Anxiety is said to be a normal response to different stressful situations and might be beneficial to function better at workplace, social situations or at home. However, when the child manifests anxiety in the form of intense symptoms such as excessive sweating, shivering, panicking, going breathless, palpitation in the heart, intense restlessness, dry mouth, numbness or tingling hands or feet, muscle tension, nausea and dizziness and issues of sleeplessness, it requires attention and action.

Some of the reasons a child might experience anxiety could be trauma of abuse, accident, bullying, extreme pressure to perform well in academics, non-conducive environment at school, neighbourhood, home and ill-health over a period of time rendering the child helpless to learn skills of managing her or his daily activities.
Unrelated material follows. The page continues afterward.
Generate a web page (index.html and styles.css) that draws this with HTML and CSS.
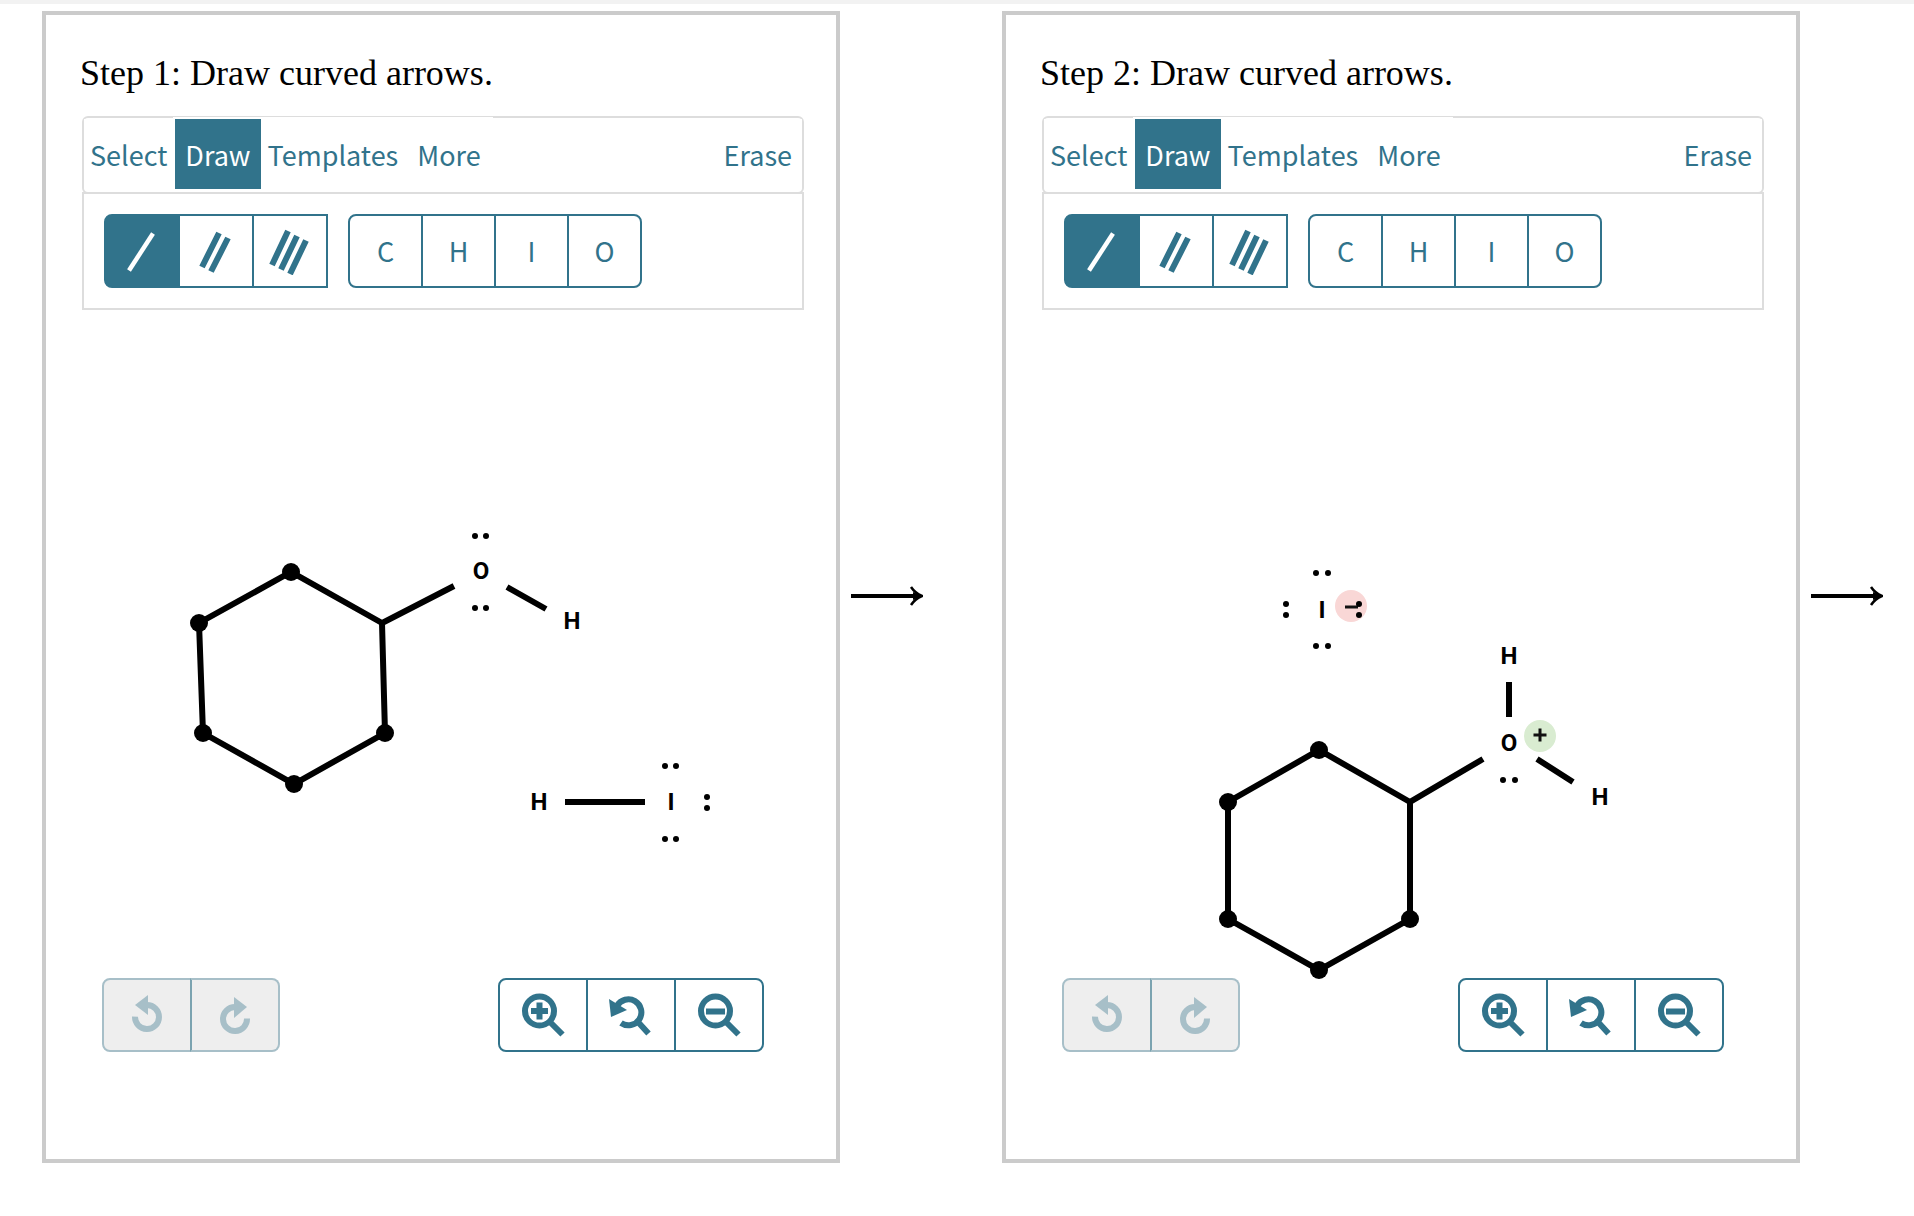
FILE: index.html
```html
<!DOCTYPE html>
<html lang="en">
<head>
    <meta charset="UTF-8">
    <title>Draw curved arrows</title>
    <link rel="stylesheet" href="styles.css">
</head>
<body>
    <!-- Shared icons -->
    <svg class="icon-defs" aria-hidden="true">
        <symbol id="bond-single" viewBox="0 0 48 48">
            <path d="M11 43.500L35 6.500" stroke-width="4.500"/>
        </symbol>
        <symbol id="bond-double" viewBox="0 0 48 48">
            <path d="M10 40L27 6M19 44.500L36 11"/>
        </symbol>
        <symbol id="bond-triple" viewBox="0 0 48 48">
            <path d="M6 38L22 4M15 42.500L31 9M24 47L40 13.500"/>
        </symbol>
        <symbol id="undo" viewBox="0 0 48 48">
            <path d="M12 25.500A12 12 0 1 0 24 14"/>
            <path class="solid" d="M12 14L25 4V24Z"/>
        </symbol>
        <symbol id="redo" viewBox="0 0 48 48">
            <path d="M36 27.500A12 12 0 1 1 24 16"/>
            <path class="solid" d="M36 16L23 6V27Z"/>
        </symbol>
        <symbol id="zoom-in" viewBox="0 0 48 48">
            <circle cx="20.500" cy="20" r="14.500"/>
            <path d="M12 20H29M20.500 11.500V28.500M31 31L43.500 43.500"/>
        </symbol>
        <symbol id="zoom-reset" viewBox="0 0 48 48">
            <path d="M10 15A13 13 0 1 1 14 32M31 31L41.500 42.500"/>
            <path class="solid" d="M2 8L4 26L20 19Z"/>
        </symbol>
        <symbol id="zoom-out" viewBox="0 0 48 48">
            <circle cx="20.500" cy="20" r="14.500"/>
            <path d="M11 20.500H30M31 31L43.500 43.500"/>
        </symbol>
        <symbol id="arrow" viewBox="0 0 72 22">
            <path d="M0 11H66" stroke-width="4"/>
            <path d="M60 2Q64 8 71 11Q64 14 60 20" stroke-width="2.500"/>
            <path class="solid" d="M62 7L72 11L62 15Z"/>
        </symbol>
    </svg>

    <main class="steps">
        <section class="step">
            <h2>Step 1: Draw curved arrows.</h2>
            <div class="editor">
                <div class="menu">
                    <button type="button" class="select">Select</button>
                    <div class="tabs">
                        <button type="button" class="active">Draw</button>
                        <button type="button">Templates</button>
                        <button type="button" class="more">More</button>
                    </div>
                    <button type="button" class="erase">Erase</button>
                </div>
                <div class="tools">
                    <div class="button-group bonds">
                        <button type="button" class="active" aria-label="Single bond"><svg class="icon"><use href="#bond-single"/></svg></button>
                        <button type="button" aria-label="Double bond"><svg class="icon"><use href="#bond-double"/></svg></button>
                        <button type="button" aria-label="Triple bond"><svg class="icon"><use href="#bond-triple"/></svg></button>
                    </div>
                    <div class="button-group atoms">
                        <button type="button">C</button>
                        <button type="button">H</button>
                        <button type="button">I</button>
                        <button type="button">O</button>
                    </div>
                </div>

                <!-- Cyclohexanol and hydrogen iodide -->
                <svg class="canvas" viewBox="0 0 722 668">
                    <path class="bond" d="M300 313L209 262L117 313L121 423L212 474L303 423L300 313L372 276M425 277L464 299"/>
                    <g class="carbon">
                        <circle cx="209" cy="262" r="9"/>
                        <circle cx="117" cy="313" r="9"/>
                        <circle cx="121" cy="423" r="9"/>
                        <circle cx="212" cy="474" r="9"/>
                        <circle cx="303" cy="423" r="9"/>
                    </g>
                    <text x="399" y="269">O</text>
                    <text x="490" y="319">H</text>
                    <g class="pair">
                        <circle cx="393" cy="226" r="3"/><circle cx="404" cy="226" r="3"/>
                        <circle cx="393" cy="298" r="3"/><circle cx="404" cy="298" r="3"/>
                    </g>
                    <path class="bond" d="M483 492H563"/>
                    <text x="457" y="500">H</text>
                    <text x="589" y="500">I</text>
                    <g class="pair">
                        <circle cx="583" cy="456" r="3"/><circle cx="594" cy="456" r="3"/>
                        <circle cx="583" cy="529" r="3"/><circle cx="594" cy="529" r="3"/>
                        <circle cx="625" cy="487" r="3"/><circle cx="625" cy="498" r="3"/>
                    </g>
                </svg>

                <div class="actions">
                    <div class="button-group">
                        <button type="button" disabled aria-label="Undo"><svg class="icon"><use href="#undo"/></svg></button>
                        <button type="button" disabled aria-label="Redo"><svg class="icon"><use href="#redo"/></svg></button>
                    </div>
                    <div class="button-group">
                        <button type="button" aria-label="Zoom in"><svg class="icon"><use href="#zoom-in"/></svg></button>
                        <button type="button" aria-label="Reset zoom"><svg class="icon"><use href="#zoom-reset"/></svg></button>
                        <button type="button" aria-label="Zoom out"><svg class="icon"><use href="#zoom-out"/></svg></button>
                    </div>
                </div>
            </div>
        </section>

        <div class="next"><svg><use href="#arrow"/></svg></div>

        <section class="step">
            <h2>Step 2: Draw curved arrows.</h2>
            <div class="editor">
                <div class="menu">
                    <button type="button" class="select">Select</button>
                    <div class="tabs">
                        <button type="button" class="active">Draw</button>
                        <button type="button">Templates</button>
                        <button type="button" class="more">More</button>
                    </div>
                    <button type="button" class="erase">Erase</button>
                </div>
                <div class="tools">
                    <div class="button-group bonds">
                        <button type="button" class="active" aria-label="Single bond"><svg class="icon"><use href="#bond-single"/></svg></button>
                        <button type="button" aria-label="Double bond"><svg class="icon"><use href="#bond-double"/></svg></button>
                        <button type="button" aria-label="Triple bond"><svg class="icon"><use href="#bond-triple"/></svg></button>
                    </div>
                    <div class="button-group atoms">
                        <button type="button">C</button>
                        <button type="button">H</button>
                        <button type="button">I</button>
                        <button type="button">O</button>
                    </div>
                </div>

                <!-- Iodide and the protonated alcohol -->
                <svg class="canvas" viewBox="0 0 722 668">
                    <circle class="negative" cx="309" cy="296" r="16"/>
                    <path class="sign" d="M303 297H316"/>
                    <text x="280" y="308">I</text>
                    <g class="pair">
                        <circle cx="274" cy="263" r="3"/><circle cx="286" cy="263" r="3"/>
                        <circle cx="274" cy="336" r="3"/><circle cx="286" cy="336" r="3"/>
                        <circle cx="244" cy="294" r="3"/><circle cx="244" cy="305" r="3"/>
                        <circle cx="317" cy="294" r="3"/><circle cx="317" cy="305" r="3"/>
                    </g>
                    <path class="bond" d="M368 492L277 440L186 492V609L277 660L368 609V492L441 449M467 372V407M495 449L531 472"/>
                    <g class="carbon">
                        <circle cx="277" cy="440" r="9"/>
                        <circle cx="186" cy="492" r="9"/>
                        <circle cx="186" cy="609" r="9"/>
                        <circle cx="277" cy="660" r="9"/>
                        <circle cx="368" cy="609" r="9"/>
                    </g>
                    <text x="467" y="354">H</text>
                    <text x="467" y="441">O</text>
                    <text x="558" y="495">H</text>
                    <circle class="positive" cx="498" cy="426" r="16"/>
                    <path class="sign" d="M491.500 425H504.500M498 418.500V431.500"/>
                    <g class="pair">
                        <circle cx="461" cy="470" r="3"/><circle cx="473" cy="470" r="3"/>
                    </g>
                </svg>

                <div class="actions">
                    <div class="button-group">
                        <button type="button" disabled aria-label="Undo"><svg class="icon"><use href="#undo"/></svg></button>
                        <button type="button" disabled aria-label="Redo"><svg class="icon"><use href="#redo"/></svg></button>
                    </div>
                    <div class="button-group">
                        <button type="button" aria-label="Zoom in"><svg class="icon"><use href="#zoom-in"/></svg></button>
                        <button type="button" aria-label="Reset zoom"><svg class="icon"><use href="#zoom-reset"/></svg></button>
                        <button type="button" aria-label="Zoom out"><svg class="icon"><use href="#zoom-out"/></svg></button>
                    </div>
                </div>
            </div>
        </section>

        <div class="next"><svg><use href="#arrow"/></svg></div>
    </main>
</body>
</html>
```
FILE: styles.css
```css
* {
    box-sizing: border-box;
}
body {
    margin: 0;
    border-top: 4px solid #f2f2f2;
    background: #fff;
    font-family: "Liberation Serif", serif;
}
.icon-defs {
    display: none;
}
.steps {
    display: flex;
    padding: 7px 0 0 42px;
}
.step {
    flex: 1;
    padding: 38px 32px 107px 34px;
    border: 4px solid #cbcbcb;
}
h2 {
    margin: 0 0 23px;
    font-size: 36px;
    font-weight: normal;
    line-height: 40px;
    color: #000;
}
.editor {
    margin-left: 2px;
}
button {
    margin: 0;
    padding: 0;
    border: 0;
    background: #fff;
    color: #31738b;
    font-family: "Noto Sans CJK SC", sans-serif;
    font-size: 27px;
    cursor: pointer;
}

/* Menu row */
.menu {
    display: flex;
    height: 78px;
    border: 2px solid #ddd;
    border-radius: 6px;
}
.menu button {
    height: 70px;
    margin-top: 1px;
    padding: 0 7px;
}
.menu .select {
    padding: 0 6px;
}
.tabs {
    display: flex;
    height: 73px;
    margin-top: -1px;
    padding: 1px 0 0 2px;
    background: #fff;
}
.tabs .active {
    padding: 0 10px;
}
.tabs .more {
    padding: 0 12px;
}
.menu .erase {
    margin-left: auto;
    padding-right: 10px;
}
.active {
    background: #31738b;
    color: #fff;
}

/* Bond and atom pickers */
.tools {
    display: flex;
    gap: 20px;
    margin-top: -2px;
    padding: 20px;
    border: 2px solid #ddd;
}
.button-group {
    display: flex;
}
.button-group button {
    display: flex;
    align-items: center;
    justify-content: center;
    width: 90px;
    height: 74px;
    border: 2px solid #31738b;
}
.button-group button + button {
    margin-left: -2px;
}
.button-group button:first-child {
    border-radius: 8px 0 0 8px;
}
.button-group button:last-child {
    border-radius: 0 8px 8px 0;
}
.bonds button {
    width: 76px;
}
.bonds button:last-child {
    border-radius: 0;
}
.atoms button {
    width: 75px;
    padding-bottom: 2px;
}
.button-group button:disabled {
    border-color: #a7bfc8;
    background: #eee;
    color: #a7bfc8;
    cursor: default;
}
.button-group button:disabled + button:disabled {
    border-left-color: #7ba3b0;
}
.icon {
    width: 48px;
    height: 48px;
    fill: none;
    stroke: currentColor;
    stroke-width: 6;
}
.solid {
    fill: currentColor;
    stroke: none;
}

/* Bonds group keeps its own width */
.button-group.bonds button {
    width: 76px;
}
.button-group.bonds button:last-child {
    border-radius: 0;
}
.button-group.atoms button {
    width: 75px;
}

/* Molecules */
.canvas {
    display: block;
    width: 100%;
    overflow: visible;
}
.canvas text {
    font-family: Roboto, sans-serif;
    font-size: 24px;
    font-weight: bold;
    text-anchor: middle;
}
.bond {
    fill: none;
    stroke: #000;
    stroke-width: 6;
}
.sign {
    fill: none;
    stroke: #111;
    stroke-width: 3;
}
.negative {
    fill: #f9d7d6;
}
.positive {
    fill: #d9ecd1;
}

.actions {
    display: flex;
    justify-content: space-between;
    padding: 0 40px 0 20px;
}

/* Arrow to the next step */
.next {
    align-self: center;
    padding: 18px 79px 0 11px;
}
.next:last-child {
    padding-right: 31px;
}
.next svg {
    display: block;
    width: 72px;
    height: 22px;
    fill: none;
    stroke: #000;
}
```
When the child perceives a situation or a stimulus as threat, the symptoms of anxiety surface. With past experience that she or he has not been able to handle well and caused harm to self (emotionally, physically or sexually) or others, the child becomes extremely alert and sensitive and reacts to the stimulus. The response to the perception of threat could be learnt from the environment from either a parent or a significant person.

How can you as a parent help?

Here are a few pointers on how you could help your child going through the symptoms of anxiety.

  • Your child’s anxiety is not reflection of your parenting
  • Encourage and allow the child to go through the symptoms. Do not try to comfort by distracting or telling the child to suppress reaction to the threat cue.
  • Do not punish or make fun of your child’s anxiety
  • Tell the child it is okay to feel anxious and you will be there as a support
  • Encourage the child to talk about his or her anxiety
  • Teach relaxation techniques and activities
  • Stay calm when your child is going through the symptoms of anxiety

Seek professional help for your child to overcome or manage anxiety.